Stories and taste beat facts on a date. Childhood memories, food opinions, travel dreams, and trivial hills to die on all reveal personality without feeling like an interview. Skip salary and exes. Ask something like "What is the movie you have rewatched the most?" and share your own answer too.
- What topics should I avoid with people I just met?
With new people, hold off on money specifics, health, politics delivered with heat, and anything that demands vulnerability before there is trust. You do not have to avoid depth forever, just let the conversation earn it. Start with taste and everyday life, then go deeper as the other person opens up.
- How do I turn a topic into an actual conversation?
Ask the starter question, listen for the specific thing in their answer (a place, a person, a feeling), and ask about that instead of moving to a new topic. Sharing your own answer keeps it two-sided. One topic followed for ten minutes builds more connection than ten topics covered in one.
- Where can I find more conversation topics and questions?
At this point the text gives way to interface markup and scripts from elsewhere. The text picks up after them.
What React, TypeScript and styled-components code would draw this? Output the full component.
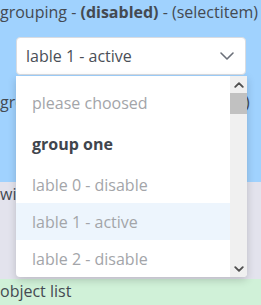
import React, { FC } from "react";
import styled, { createGlobalStyle } from "styled-components";

const GlobalStyle = createGlobalStyle`
  html, body {
    margin: 0;
    padding: 0;
    background: #ffffff;
  }
  body {
    font-family: "Open Sans", "Noto Sans", sans-serif;
    font-size: 16px;
    color: #444a52;
    overflow: hidden;
  }
`;

const Page = styled.div`
  width: 261px;
  height: 305px;
  overflow: hidden;
  display: flex;
  flex-direction: column;
`;

const Section = styled.div<{ $bg: string; $height: number }>`
  background-color: ${(props) => props.$bg};
  height: ${(props) => props.$height}px;
  flex-shrink: 0;
  position: relative;
`;

const Line = styled.div`
  line-height: 24px;
  white-space: nowrap;
`;

const SelectWrap = styled.div`
  position: relative;
  margin: 13px 15px 15px 16px;
`;

const SelectBox = styled.div`
  height: 36px;
  border: 1px solid #d9dce1;
  border-radius: 4px;
  background: #ffffff;
  display: flex;
  align-items: center;
  justify-content: space-between;
  padding: 0 10px 0 9px;
  color: #4a4f57;
`;

const Popup = styled.div`
  position: absolute;
  left: 0;
  right: -1px;
  top: 39px;
  height: 201px;
  background: #ffffff;
  border-radius: 0 0 4px 4px;
  box-shadow: 0 3px 8px rgba(0, 0, 0, 0.18);
  display: flex;
  overflow: hidden;
  z-index: 10;
`;

const Options = styled.div`
  flex: 1;
  padding-top: 8px;
  display: flex;
  flex-direction: column;
`;

const rowHeight = { placeholder: 38, group: 44, item: 36 };

const Option = styled.div<{ $kind: "placeholder" | "group" | "item"; $active?: boolean }>`
  height: ${(props) => rowHeight[props.$kind]}px;
  line-height: ${(props) => rowHeight[props.$kind]}px;
  padding-top: ${(props) => (props.$kind === "item" ? 1 : 0)}px;
  padding-left: 16px;
  white-space: nowrap;
  flex-shrink: 0;
  font-weight: ${(props) => (props.$kind === "group" ? 700 : 400)};
  color: ${(props) => (props.$kind === "group" ? "#40454d" : "#a3a5a9")};
  background: ${(props) => (props.$active ? "#edf5fd" : "transparent")};
`;

const Track = styled.div`
  width: 17px;
  background: #f0f0f0;
  display: flex;
  flex-direction: column;
`;

const ArrowButton = styled.div`
  height: 17px;
  display: flex;
  align-items: center;
  justify-content: center;
`;

const Thumb = styled.div`
  height: 21px;
  background: #c1c1c1;
`;

const Spacer = styled.div`
  flex: 1;
`;

const Chevron: FC<{ up?: boolean; size: number; stroke: string; width: number }> = ({
  up,
  size,
  stroke,
  width,
}) => (
  <svg width={size} height={size} viewBox="0 0 16 16">
    <path
      d={up ? "M2 11 L8 5 L14 11" : "M2 5 L8 11 L14 5"}
      fill="none"
      stroke={stroke}
      strokeWidth={width}
      strokeLinecap="round"
      strokeLinejoin="round"
    />
  </svg>
);

const options = [
  { label: "lable 0 - disable" },
  { label: "lable 1 - active", active: true },
  { label: "lable 2 - disable" },
];

const App: FC = () => {
  return (
    <Page>
      <GlobalStyle />
      <Section $bg="#a0d2fe" $height={182}>
        <Line>
          grouping - <b>(disabled)</b> - (selectitem)
        </Line>
        <SelectWrap>
          <SelectBox>
            <span>lable 1 - active</span>
            <Chevron size={16} stroke="#6b7079" width={1.6} />
          </SelectBox>
          <Popup>
            <Options>
              <Option $kind="placeholder">please choosed</Option>
              <Option $kind="group">group one</Option>
              {options.map((o) => (
                <Option key={o.label} $kind="item" $active={o.active}>
                  {o.label}
                </Option>
              ))}
            </Options>
            <Track>
              <ArrowButton>
                <Chevron up size={10} stroke="#505050" width={3} />
              </ArrowButton>
              <Thumb />
              <Spacer />
              <ArrowButton>
                <Chevron size={10} stroke="#505050" width={3} />
              </ArrowButton>
            </Track>
          </Popup>
        </SelectWrap>
        <Line>grouping - (enabled) - (selectitem)</Line>
      </Section>
      <Section $bg="#e3e3ed" $height={97}>
        <Line>with disabled item</Line>
      </Section>
      <Section $bg="#d0f1d8" $height={26}>
        <Line>object list</Line>
      </Section>
    </Page>
  );
};

export default App;
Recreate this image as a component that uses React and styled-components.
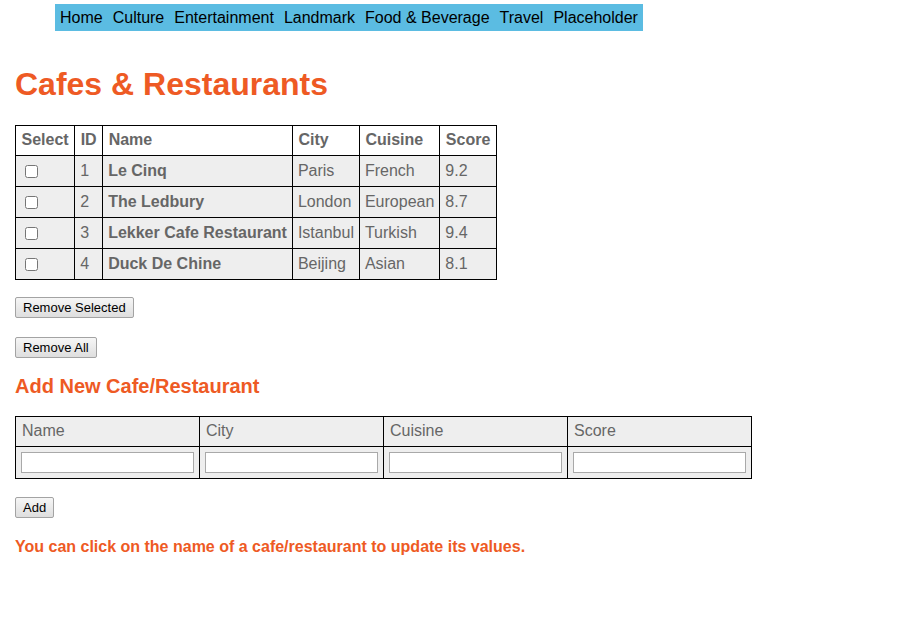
import React from 'react';
import styled, { createGlobalStyle } from 'styled-components';

const GlobalStyle = createGlobalStyle`
    body {
        margin: 0;
        padding: 4px 15px;
        font-family: "Liberation Sans", Arial, sans-serif;
        background: #fff;
    }
`
const Nav = styled.nav`
    display: flex;
    gap: 10px;
    margin-left: 40px;
    width: 578px;
    height: 27px;
    align-items: center;
    padding: 0 5px;
    background-color: #5bbce2;
`
const NavLink = styled.a`
    color: #000;
    font-size: 16px;
    text-decoration: none;
    cursor: pointer;
`
const Titulo = styled.h1`
    margin: 35px 0 22px;
    font-size: 32px;
    line-height: 37px;
    font-weight: bold;
    color: #ee5a24;
`
const Subtitulo = styled.h3`
    margin: 17px 0 18px;
    font-size: 20px;
    line-height: 23px;
    color: #ee5a24;
`
const Aviso = styled.p`
    margin: 20px 0 0;
    font-size: 16px;
    font-weight: bold;
    color: #ee5a24;
`
const Tabela = styled.table`
    border-collapse: collapse;
    color: #666;
    font-size: 16px;
`
const Th = styled.th`
    border: 1px solid #000;
    padding: 5px ${p => (p.$normal ? '6px' : '5.5px')} 6px;
    text-align: left;
    line-height: 18px;
    white-space: nowrap;
    font-weight: ${p => (p.$normal ? 'normal' : 'bold')};
    background: ${p => (p.$cinza ? '#eee' : '#fff')};
`
const Linha = styled.tr`
    background: #eee;
`
const Td = styled.td`
    border: 1px solid #000;
    padding: 6px 5px;
    line-height: 18px;
    white-space: nowrap;
    font-weight: ${p => (p.$bold ? 'bold' : 'normal')};
`
const Check = styled.input`
    margin: 0 0 0 4px;
    width: 13px;
    height: 13px;
    vertical-align: middle;
`
const Campo = styled.input`
    display: block;
    box-sizing: border-box;
    width: 173px;
    height: 21px;
    border: 1px solid #a9a9a9;
    background: #fff;
    padding: 1px 2px;
    font-size: 13px;
`
const TdCampo = styled.td`
    border: 1px solid #000;
    padding: 5px 5px;
    background: #eee;
`
const Botao = styled.button`
    display: block;
    height: 21px;
    padding: 0 7px;
    font-family: "Liberation Sans", Arial, sans-serif;
    font-size: 13px;
    color: #000;
    border: 1px solid #a3a3a3;
    border-radius: 2px;
    background: linear-gradient(#f6f6f6, #dedede);
    cursor: pointer;
    margin-top: ${p => p.$top || '0'};
`

const links = ['Home', 'Culture', 'Entertainment', 'Landmark', 'Food & Beverage', 'Travel', 'Placeholder']

const lugares = [
    { id: 1, name: 'Le Cinq', city: 'Paris', cuisine: 'French', score: '9.2' },
    { id: 2, name: 'The Ledbury', city: 'London', cuisine: 'European', score: '8.7' },
    { id: 3, name: 'Lekker Cafe Restaurant', city: 'Istanbul', cuisine: 'Turkish', score: '9.4' },
    { id: 4, name: 'Duck De Chine', city: 'Beijing', cuisine: 'Asian', score: '8.1' },
]

export default function App() {
    return (
        <>
            <GlobalStyle />
            <Nav>
                {links.map(l => <NavLink key={l}>{l}</NavLink>)}
            </Nav>
            <Titulo>Cafes &amp; Restaurants</Titulo>
            <Tabela>
                <thead>
                    <tr>
                        <Th>Select</Th>
                        <Th>ID</Th>
                        <Th>Name</Th>
                        <Th>City</Th>
                        <Th>Cuisine</Th>
                        <Th>Score</Th>
                    </tr>
                </thead>
                <tbody>
                    {lugares.map(r => (
                        <Linha key={r.id}>
                            <Td><Check type="checkbox" /></Td>
                            <Td>{r.id}</Td>
                            <Td $bold>{r.name}</Td>
                            <Td>{r.city}</Td>
                            <Td>{r.cuisine}</Td>
                            <Td>{r.score}</Td>
                        </Linha>
                    ))}
                </tbody>
            </Tabela>
            <Botao $top="17px">Remove Selected</Botao>
            <Botao $top="19px">Remove All</Botao>
            <Subtitulo>Add New Cafe/Restaurant</Subtitulo>
            <Tabela>
                <thead>
                    <tr>
                        <Th $normal $cinza>Name</Th>
                        <Th $normal $cinza>City</Th>
                        <Th $normal $cinza>Cuisine</Th>
                        <Th $normal $cinza>Score</Th>
                    </tr>
                </thead>
                <tbody>
                    <tr>
                        <TdCampo><Campo /></TdCampo>
                        <TdCampo><Campo /></TdCampo>
                        <TdCampo><Campo /></TdCampo>
                        <TdCampo><Campo /></TdCampo>
                    </tr>
                </tbody>
            </Tabela>
            <Botao $top="18px">Add</Botao>
            <Aviso>You can click on the name of a cafe/restaurant to update its values.</Aviso>
        </>
    )
}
opnrs is a free conversation app with more than 10,000 human-written questions organized into 65 topics, from icebreakers to deep questions for couples. It works fully offline and needs no signup, so you can pull a fresh question mid-conversation on a plane, a road trip, or a bad-reception dinner table.
- Are these topics okay for group conversations?
Yes. Everyday reliable and taste and culture are the safest group starters because everyone can jump in fast. In groups, ask the question to the table rather than one person, and let answers ricochet. Save the dreams and plans group for smaller circles where people are comfortable going a little deeper.